For those with savings frozen in Icesave, the last few weeks may well have involved the odd sleepless night. Despite Government assurances there has been little confirmation of how and when savers will regain access to their funds.
The Financial Services Compensation Scheme (FSCS), though, is now in the process of contacting savers with details of how they should go about reclaiming their money. The process will be staggered to account for the sheer volume of accounts, and for security reasons, but it is hoped most savers will be compensated by the end of the month.
Receiving that compensation, however, isn’t the end of the story for these beleaguered savers. Now comes the question of where to place their hard earned cash, and having had their fingers burned once they’re not likely to plump for the first option that comes along.
MoneyExpert.com gives a run down of where to look for savings accounts that are safe but still pay out.
Recent experience may make an easy access account a tempting option and there are a number still paying a decent rate. Egg’s Savings Account (Internet) currently pays 6.55%, though this includes a hefty 12 month bonus of 1.8%. The same applies to the internet offer from Tesco Personal Finance, paying 6.5% with a 1.5% bonus for the first 12 months.
If switching again after 12 months seems like too much effort, then the Easy Access Issue 2 from Anglo-Irish Bank would be a better option. Paying 6.4% it has no restrictions and is guaranteed to equal the base rate until 2011.
Looking long term
Obviously the longer you’re prepared to be apart from your cash the greater the interest you can earn. Currently the average rates across so-called term products is just over 5.3%, which compares well to a more modest average just over 3% for instant access accounts.
With the Bank of England slashing the base rate by 1.5% this week a period bond that fixes your rate of return can be a good option. Providers, though, are likely to respond to the cut by dropping their rates so time is of the essence.
Topping the table currently is the aptly named Inflation Protector from Newcastle Building Society. It pays an excellent 7.25% on a minimum investment of £500. Any investment there will be locked in until November 2010, which given current trends may not be a bad thing. If you’re looking for a bond lasting a year or less then ICICI, Anglo-Irish, and Saga all offer rates over 7%.
Keep it regular
In terms of eye-catching rates the best option by far is a regular savings account. These accounts, that require minimum deposits each month, pay up to 10% in the case of Abbey’s Super Fixed Rate Monthly Saver, and don’t tend to restrict you in terms of withdrawals.

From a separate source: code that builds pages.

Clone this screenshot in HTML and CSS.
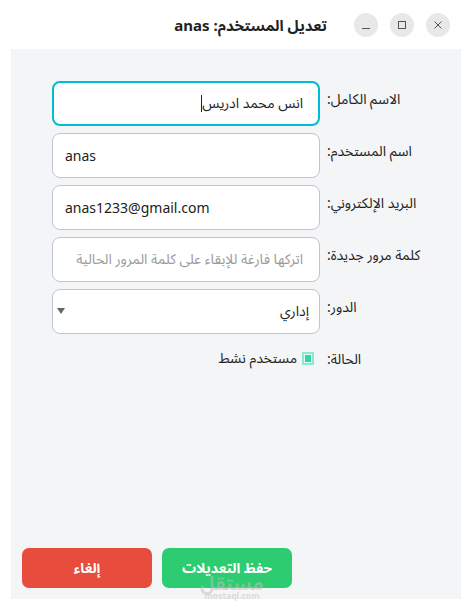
FILE: index.html
```html
<!DOCTYPE html>
<html lang="ar">
<head>
<meta charset="utf-8">
<title>تعديل المستخدم</title>
<link rel="stylesheet" href="styles.css">
</head>
<body>
<div class="window">
  <header class="titlebar">
    <h1 class="title" dir="rtl">تعديل المستخدم: anas</h1>
    <div class="controls">
      <span class="ctl"><svg width="24" height="24" viewBox="0 0 24 24"><path d="M8 15.5h8" stroke="#555" stroke-width="1" fill="none"/></svg></span>
      <span class="ctl"><svg width="24" height="24" viewBox="0 0 24 24"><rect x="8.5" y="8.5" width="7" height="7" stroke="#555" stroke-width="1" fill="none"/></svg></span>
      <span class="ctl"><svg width="24" height="24" viewBox="0 0 24 24"><path d="M8.5 8.5l7 7M15.5 8.5l-7 7" stroke="#555" stroke-width="1" fill="none"/></svg></span>
    </div>
  </header>
  <main class="panel">
    <form class="form" dir="rtl">
      <label class="lbl">الاسم الكامل:</label>
      <div class="field focused"><span class="val">انس محمد ادريس</span><span class="caret"></span></div>

      <label class="lbl">اسم المستخدم:</label>
      <div class="field ltr"><span class="val">anas</span></div>

      <label class="lbl">البريد الإلكتروني:</label>
      <div class="field ltr"><span class="val">anas1233@gmail.com</span></div>

      <label class="lbl">كلمة مرور جديدة:</label>
      <div class="field"><span class="ph">اتركها فارغة للإبقاء على كلمة المرور الحالية</span></div>

      <label class="lbl">الدور:</label>
      <div class="field select"><span class="val">إداري</span><span class="arrow"></span></div>

      <label class="lbl lbl-status">الحالة:</label>
      <div class="status"><span class="check"><span class="check-in"></span></span><span class="check-text">مستخدم نشط</span></div>
    </form>
    <footer class="actions">
      <button class="btn cancel" type="button">إلغاء</button>
      <button class="btn save" type="button">حفظ التعديلات</button>
    </footer>
    <div class="watermark"><span class="wm-ar">مستقل</span><span class="wm-en">mostaql.com</span></div>
  </main>
</div>
</body>
</html>
```
FILE: styles.css
```css
* { box-sizing: border-box; }
html, body { margin: 0; padding: 0; background: #ffffff; }
body {
  width: 472px;
  height: 610px;
  font-family: "Noto Sans", "Noto Sans Arabic", "DejaVu Sans", sans-serif;
  color: #222;
}
.window {
  display: flex;
  flex-direction: column;
  height: 610px;
}
.titlebar {
  height: 49px;
  display: flex;
  align-items: center;
  justify-content: flex-end;
  padding: 0 22px 0 0;
  direction: ltr;
}
.title {
  margin: 0 27px 0 0;
  font-size: 15px;
  font-weight: 700;
  color: #222;
  position: relative;
  top: 1px;
}
.controls {
  display: flex;
  gap: 12px;
}
.ctl {
  width: 24px;
  height: 24px;
  border-radius: 50%;
  background: #e8e8e8;
  display: flex;
}
.panel {
  position: relative;
  margin: 0 11px 11px;
  height: 550px;
  background: #f4f5f7;
  display: flex;
  flex-direction: column;
  padding: 32px 0 11px 41px;
}
.form {
  display: grid;
  grid-template-columns: 1fr 268px;
  column-gap: 7px;
  row-gap: 7px;
}
.lbl {
  text-align: left;
  font-size: 14px;
  line-height: 18px;
  padding-top: 9px;
  color: #222;
}
.field {
  height: 45px;
  background: #fff;
  border: 1px solid #bfc6cd;
  border-radius: 8px;
  display: flex;
  align-items: center;
  padding: 0 16px 0 12px;
  font-size: 14px;
  position: relative;
}
.field.ltr { direction: ltr; }
.field.focused {
  border: 2px solid #00bcd4;
  padding: 0 15px 0 11px;
}
.caret {
  width: 1px;
  height: 17px;
  background: #222;
}
.ph { color: #9a9a9a; font-size: 14px; }
.select .val { flex: 1; }
.select { padding-right: 10px; }
.arrow {
  width: 0; height: 0;
  border-left: 4px solid transparent;
  border-right: 4px solid transparent;
  border-top: 6px solid #666;
  margin-left: -8px;
  position: relative;
  top: -1px;
}
.lbl-status { padding-top: 9px; }
.status {
  display: flex;
  align-items: center;
  gap: 5px;
  padding: 7px 6px 0 0;
  font-size: 14px;
  line-height: 20px;
  align-self: start;
}
.check {
  width: 12px;
  height: 13px;
  border: 2px solid #8ee8cf;
  background: #e6faf4;
  display: flex;
  align-items: center;
  justify-content: center;
}
.check-in {
  width: 6px;
  height: 7px;
  background: #2fd6a6;
}
.actions {
  margin-top: auto;
  margin-left: -30px;
  display: flex;
  gap: 10px;
  direction: ltr;
}
.btn {
  width: 130px;
  height: 40px;
  border: 0;
  border-radius: 7px;
  color: #fff;
  font-family: inherit;
  font-size: 14px;
  font-weight: 700;
}
.cancel { background: #e74c3c; }
.save { background: #2ecc71; }
.watermark {
  position: absolute;
  left: 192px;
  top: 528px;
  width: 58px;
  display: flex;
  flex-direction: column;
  align-items: center;
  pointer-events: none;
  color: rgba(190, 190, 190, 0.5);
  font-weight: 700;
}
.wm-ar { font-size: 19px; line-height: 13px; height: 13px; }
.wm-en { font-size: 8.5px; line-height: 8px; height: 8px; margin-top: 2px; }
```
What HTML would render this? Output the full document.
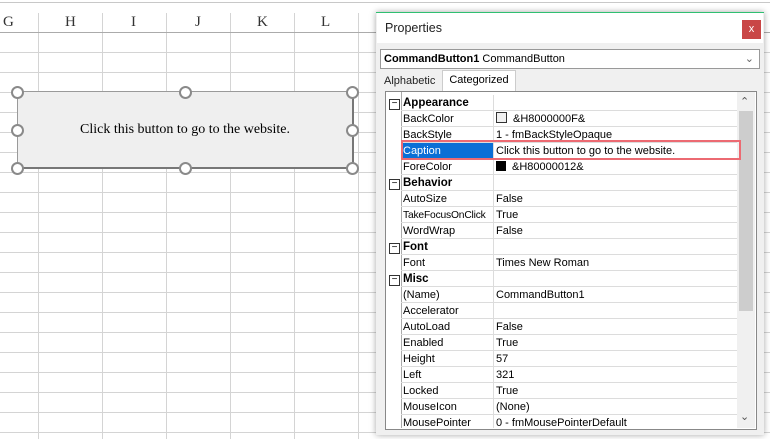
<!DOCTYPE html><html><head><style>
body{margin:0;width:770px;height:439px;overflow:hidden;background:#fff;font-family:"Liberation Sans",sans-serif;position:relative}
.a{position:absolute}
.hl{position:absolute;left:0;width:770px;height:1px;background:#d4d4d4}
.vl{position:absolute;top:13px;width:1px;height:426px;background:#d4d4d4}
.ch{position:absolute;top:14px;font:15px "Liberation Serif",serif;color:#333}
.h{position:absolute;width:9px;height:9px;border:2px solid #8a8a8a;border-radius:50%;background:#fff}
.row{position:absolute;left:401px;width:336px;height:16px;border-bottom:1px solid #dcdcdc;box-sizing:border-box;font-size:11px;line-height:15px;padding-top:1px}
.row .n{position:absolute;left:2px;top:1px}
.row .v{position:absolute;left:92px;top:0;width:244px;height:15px;border-left:1px solid #dcdcdc;padding-left:2px;padding-top:1px;white-space:nowrap}
.cat{font-weight:bold;font-size:11.5px}
.bx{position:absolute;left:389px;width:9px;height:9px;border:1px solid #333;font-size:10px;line-height:8px;text-align:center;background:#fff}
</style></head><body>
<div class="a" style="left:0;top:2px;width:770px;height:1px;background:#c8c8c8"></div>
<div class="ch" style="left:3px">G</div><div class="ch" style="left:65px">H</div><div class="ch" style="left:131px">I</div><div class="ch" style="left:195px">J</div><div class="ch" style="left:257px">K</div><div class="ch" style="left:321px">L</div>
<div class="vl" style="left:38px"></div><div class="vl" style="left:102px"></div><div class="vl" style="left:166px"></div><div class="vl" style="left:230px"></div><div class="vl" style="left:294px"></div><div class="vl" style="left:358px"></div>
<div class="hl" style="top:32px;background:#ababab"></div>
<div class="hl" style="top:52px"></div><div class="hl" style="top:72px"></div><div class="hl" style="top:92px"></div><div class="hl" style="top:112px"></div><div class="hl" style="top:132px"></div><div class="hl" style="top:152px"></div><div class="hl" style="top:172px"></div><div class="hl" style="top:192px"></div><div class="hl" style="top:212px"></div><div class="hl" style="top:232px"></div><div class="hl" style="top:252px"></div><div class="hl" style="top:272px"></div><div class="hl" style="top:292px"></div><div class="hl" style="top:312px"></div><div class="hl" style="top:332px"></div><div class="hl" style="top:352px"></div><div class="hl" style="top:372px"></div><div class="hl" style="top:392px"></div><div class="hl" style="top:412px"></div><div class="hl" style="top:432px"></div>
<div class="a" style="left:17px;top:91px;width:334px;height:75px;background:#efefef;border:1px solid #9a9a9a;border-right:2px solid #777;border-bottom:2px solid #777;font:14px 'Liberation Serif',serif;text-align:center;line-height:75px">Click this button to go to the website.</div>
<div class="h" style="left:11px;top:86px"></div><div class="h" style="left:179px;top:86px"></div><div class="h" style="left:346px;top:86px"></div>
<div class="h" style="left:11px;top:124px"></div><div class="h" style="left:346px;top:124px"></div>
<div class="h" style="left:11px;top:162px"></div><div class="h" style="left:179px;top:162px"></div><div class="h" style="left:346px;top:162px"></div>
<div class="a" style="left:376px;top:12px;width:388px;height:422px;background:#f0f0f0;border-top:1px solid #2fbf71;box-shadow:0 0 6px rgba(0,0,0,.35)"></div>
<div class="a" style="left:377px;top:13px;width:386px;height:30px;background:#fff"></div>
<div class="a" style="left:385px;top:21px;font-size:12.5px;color:#222">Properties</div>
<div class="a" style="left:742px;top:20px;width:19px;height:19px;background:#c94646;color:#fff;font-size:11px;text-align:center;line-height:18px">x</div>
<div class="a" style="left:380px;top:49px;width:378px;height:18px;background:#fff;border:1px solid #999;font-size:11px;line-height:18px"><b style="margin-left:3px">CommandButton1</b> CommandButton<span style="position:absolute;right:5px;color:#666">&#8964;</span></div>
<div class="a" style="left:384px;top:75px;font-size:11px;color:#222">Alphabetic</div>
<div class="a" style="left:442px;top:70px;width:72px;height:20px;background:#fff;border:1px solid #ccc;border-bottom:none;font-size:11px;line-height:19px;text-align:center">Categorized</div>
<div class="a" style="left:385px;top:91px;width:370px;height:337px;background:#fff;border:1px solid #888;overflow:hidden"></div>
<div class="a" style="left:386px;top:92px;width:370px;height:336px;overflow:hidden">
<div style="position:absolute;left:351px;top:0;width:18px;height:336px;background:#f0f0f0"></div>
<div style="position:absolute;left:353px;top:19px;width:14px;height:200px;background:#cdcdcd"></div>
<div style="position:absolute;left:354px;top:3px;font-size:11px;color:#555">&#8963;</div>
<div style="position:absolute;left:354px;top:318px;font-size:11px;color:#555">&#8964;</div>
<div style="position:absolute;left:15px;top:0;width:1px;height:336px;background:#aaa"></div>
</div>
<div class="a" style="left:386px;top:92px;width:351px;height:336px;overflow:hidden">
<div style="position:relative;left:-386px;top:-92px">
<div class="bx" style="top:99px">−</div><div class="row" style="top:95px"><span class="n cat">Appearance</span><span class="v"></span></div>
<div class="row" style="top:111px"><span class="n">BackColor</span><span class="v"><span style="display:inline-block;width:9px;height:9px;border:1px solid #333;background:#f0f0f0;vertical-align:-1px;margin-right:6px"></span>&amp;H8000000F&amp;</span></div>
<div class="row" style="top:127px"><span class="n">BackStyle</span><span class="v">1 - fmBackStyleOpaque</span></div>
<div class="row" style="top:143px"><span class="n" style="left:0;top:0;width:90px;background:#0a6fd6;color:#fff;padding-left:2px;padding-top:1px;height:15px">Caption</span><span class="v">Click this button to go to the website.</span></div>
<div class="row" style="top:159px"><span class="n">ForeColor</span><span class="v"><span style="display:inline-block;width:10px;height:10px;background:#000;vertical-align:-1px;margin-right:6px"></span>&amp;H80000012&amp;</span></div>
<div class="bx" style="top:179px">−</div><div class="row" style="top:175px"><span class="n cat">Behavior</span><span class="v"></span></div>
<div class="row" style="top:191px"><span class="n">AutoSize</span><span class="v">False</span></div>
<div class="row" style="top:207px"><span class="n" style="font-size:10.3px;letter-spacing:-0.2px">TakeFocusOnClick</span><span class="v">True</span></div>
<div class="row" style="top:223px"><span class="n">WordWrap</span><span class="v">False</span></div>
<div class="bx" style="top:243px">−</div><div class="row" style="top:239px"><span class="n cat">Font</span><span class="v"></span></div>
<div class="row" style="top:255px"><span class="n">Font</span><span class="v">Times New Roman</span></div>
<div class="bx" style="top:275px">−</div><div class="row" style="top:271px"><span class="n cat">Misc</span><span class="v"></span></div>
<div class="row" style="top:287px"><span class="n">(Name)</span><span class="v">CommandButton1</span></div>
<div class="row" style="top:303px"><span class="n">Accelerator</span><span class="v"></span></div>
<div class="row" style="top:319px"><span class="n">AutoLoad</span><span class="v">False</span></div>
<div class="row" style="top:335px"><span class="n">Enabled</span><span class="v">True</span></div>
<div class="row" style="top:351px"><span class="n">Height</span><span class="v">57</span></div>
<div class="row" style="top:367px"><span class="n">Left</span><span class="v">321</span></div>
<div class="row" style="top:383px"><span class="n">Locked</span><span class="v">True</span></div>
<div class="row" style="top:399px"><span class="n">MouseIcon</span><span class="v">(None)</span></div>
<div class="row" style="top:415px"><span class="n">MousePointer</span><span class="v">0 - fmMousePointerDefault</span></div>
</div></div>
<div class="a" style="left:401px;top:140px;width:336px;height:16px;border:2px solid #ec6a72;box-sizing:content-box"></div>
</body></html>
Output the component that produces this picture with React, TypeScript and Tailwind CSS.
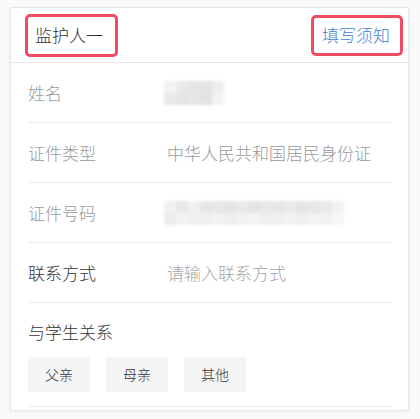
import React from "react";

const font = { fontFamily: '"Noto Sans CJK SC", "Noto Sans", sans-serif' };

function Mosaic({ rows }: { rows: string[][] }) {
  return (
    <div className="flex flex-col blur-[1.5px]">
      {rows.map((r, i) => (
        <div key={i} className="flex">
          {r.map((c, j) => (
            <div key={j} className="w-[12px] h-[12px]" style={{ background: c }} />
          ))}
        </div>
      ))}
    </div>
  );
}

function Row({ label, dark, children }: { label: string; dark?: boolean; children: React.ReactNode }) {
  return (
    <div className="h-[60px] flex items-center border-b border-[#ebebeb]">
      <div className={`w-[139px] text-[17px] ${dark ? "text-[#333]" : "text-[#9a9a9a]"}`}>{label}</div>
      <div className="flex-1 flex items-center">{children}</div>
    </div>
  );
}

export default function App() {
  const nameRows = [
    ["#f3f3f3", "#e9e9e9", "#e5e5e5", "#e3e3e3", "#eeeeee"],
    ["#e9e9e9", "#e4e4e4", "#e6e6e6", "#e2e2e2", "#f3f3f3"],
  ];
  const idRows = [
    ["#f1f1f1", "#e8e8e8", "#f0f0f0", "#e5e5e5", "#e7e7e7", "#e4e4e4", "#e9e9e9", "#e3e3e3", "#e8e8e8", "#e6e6e6", "#eaeaea", "#e5e5e5", "#e7e7e7", "#e9e9e9", "#f2f2f2"],
    ["#ececec", "#f2f2f2", "#efefef", "#f0f0f0", "#f3f3f3", "#eeeeee", "#f1f1f1", "#f4f4f4", "#efefef", "#f0f0f0", "#f2f2f2", "#eeeeee", "#f3f3f3", "#f1f1f1", "#f6f6f6"],
  ];
  return (
    <div className="w-[420px] h-[419px] bg-[#fafafa] pt-[7px] pl-[10px] font-light" style={font}>
      <div className="w-[399px] h-[404px] bg-white border border-[#e6e6e6] shadow-[0_1px_4px_rgba(0,0,0,0.06)]">
        <div className="h-[55px] flex items-center justify-between border-b border-[#e6e6e6] pl-[14px] pr-[5px]">
          <div className="h-[43px] border-[3px] border-[#ec4d63] rounded-[5px] flex items-center pl-[7px] pr-[12px] text-[17px] text-[#333]">
            监护人一
          </div>
          <div className="h-[41px] border-[3px] border-[#ec4d63] rounded-[5px] flex items-center pl-[8px] pr-[10px] text-[17px] text-[#3f7fd6]">
            填写须知
          </div>
        </div>
        <div className="pl-[17px] pr-[16px]">
          <Row label="姓名">
            <div className="-ml-[3px]"><Mosaic rows={nameRows} /></div>
          </Row>
          <Row label="证件类型">
            <span className="text-[17px] text-[#9a9a9a]">中华人民共和国居民身份证</span>
          </Row>
          <Row label="证件号码">
            <div className="-ml-[3px]"><Mosaic rows={idRows} /></div>
          </Row>
          <Row label="联系方式" dark>
            <span className="text-[17px] text-[#a6a6a6]">请输入联系方式</span>
          </Row>
          <div className="pt-[16px] pb-[14px] border-b border-[#ebebeb]">
            <div className="text-[17px] text-[#333] leading-[26px]">与学生关系</div>
            <div className="flex gap-[16px] mt-[12px]">
              {["父亲", "母亲", "其他"].map((t) => (
                <div key={t} className="w-[62px] h-[35px] bg-[#f5f5f5] flex items-center justify-center text-[14px] text-[#333]">
                  {t}
                </div>
              ))}
            </div>
          </div>
        </div>
      </div>
    </div>
  );
}
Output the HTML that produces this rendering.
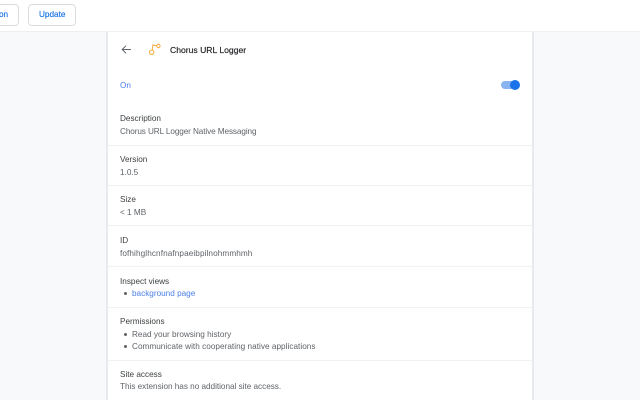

Others worth looking at include the Regular Saver from HSBC and the High Interest Regular Saver from the Bank of Ireland. Unfortunately the amount of money you can invest is limited, usually to around the £3,000 mark (though there are exceptions), so anyone looking to invest large amounts rescued from Icesave will have to consider other options.
Where else to look
The savings market is currently awash with products and providers as banks look to draw in as much cash as possible, so if none above suits your needs there are alternatives. ISAs offer a tax-free savings option, up to a limit £3,600 per year for cash, and should feature in a sensible savings portfolio.
If you’ve used up your ISA allowance and want a competitive savings rate that will allow withdrawals if absolutely necessary then a notice account could be a decent option. The 7 Day Notice Account from Anglo-Irish requires you to plan only a week in advance and pays a very competitive rate of 6.55%.
Eyes on the prize
There’s clearly a huge variety of savings options in the market and it’s important to establish exactly what your priorities are. You’ll also need to bear in mind how much you have to save, and remember that the Government’s compensation scheme only covers you for up to £50,000 with a single provider.
Whatever you opt for it’s also key to keep an eye on the rate. In this time of major base rate cuts the best-buy tables can shift very quickly indeed!